In this respect, the sieges were also important in that they boosted the power of the Tuqan household which, just five years earlier, had embarked on a sustained campaign to centralize its control of Jabal Nablus as a whole. In 1766 Mustafa Beik Tuqan successfully maneuvered to have himself appointed as the subdistrict chief of Bani Sa‘b in place of the Jayyusi clan.[103] This was the first time that an urban household attempted to directly control a section of the hinterland by forcing out a rural clan, thereby seriously challenging the balance of power between the city and the countryside. This fateful move put the Tuqans on a collision course with both Zahir al-Umar and the Jarrars.

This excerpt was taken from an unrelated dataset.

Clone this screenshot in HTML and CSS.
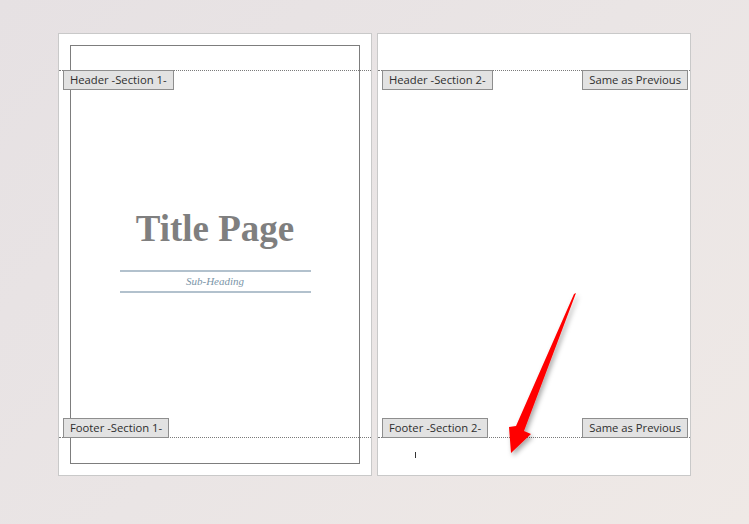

That Bani Sa‘b became the lightning rod of an escalating local and regional conflict was no accident. Its territories controlled a key section of the Damascus–Cairo highway as well the access of Nablus to its major sea outlet, the city of Jaffa. Bani Sa‘b was also a cotton-producing district, and this was a time of vigorous expansion in cotton trade. This political dispute, therefore, reflected the twin processes of urban political domination over the hinterland and the integration of Palestine into the world economy. The Jarrars opposed the first process, while Zahir al-Umar attempted to impose a monopoly on the trade generated by the latter. Of course, these two processes preceded 1760 and only fully matured a century later, but this dispute was a clear signal of the new times ahead. As we shall see in subsequent chapters, the process of urban control over the countryside was eventually completed by the merchant community, whose primary mechanisms of control were not military power and tax collection but moneylending and local trade networks.

The danger posed by the Tuqan’s bid for power was magnified in 1771, when the new governor of Damascus, Muhammad Pasha Azm, appointed Mustafa Beik Tuqan to the post of mutasallim of Nablus. The Jarrars’ fears induced them to let the forces of Zahir al-Umar pass unimpeded through their territories on their way to lay siege to Nablus. Meanwhile, Mustafa Beik Tuqan, with the help of the Nimrs, prepared the city’s defenses. This turn of events cast the Jarrars in the position of anti-Ottoman local forces, while the Tuqans represented themselves as the defenders of Jabal Nablus against Zahir al-Umar and his Mamluk allies, hence as loyal servants of the sultan.[104]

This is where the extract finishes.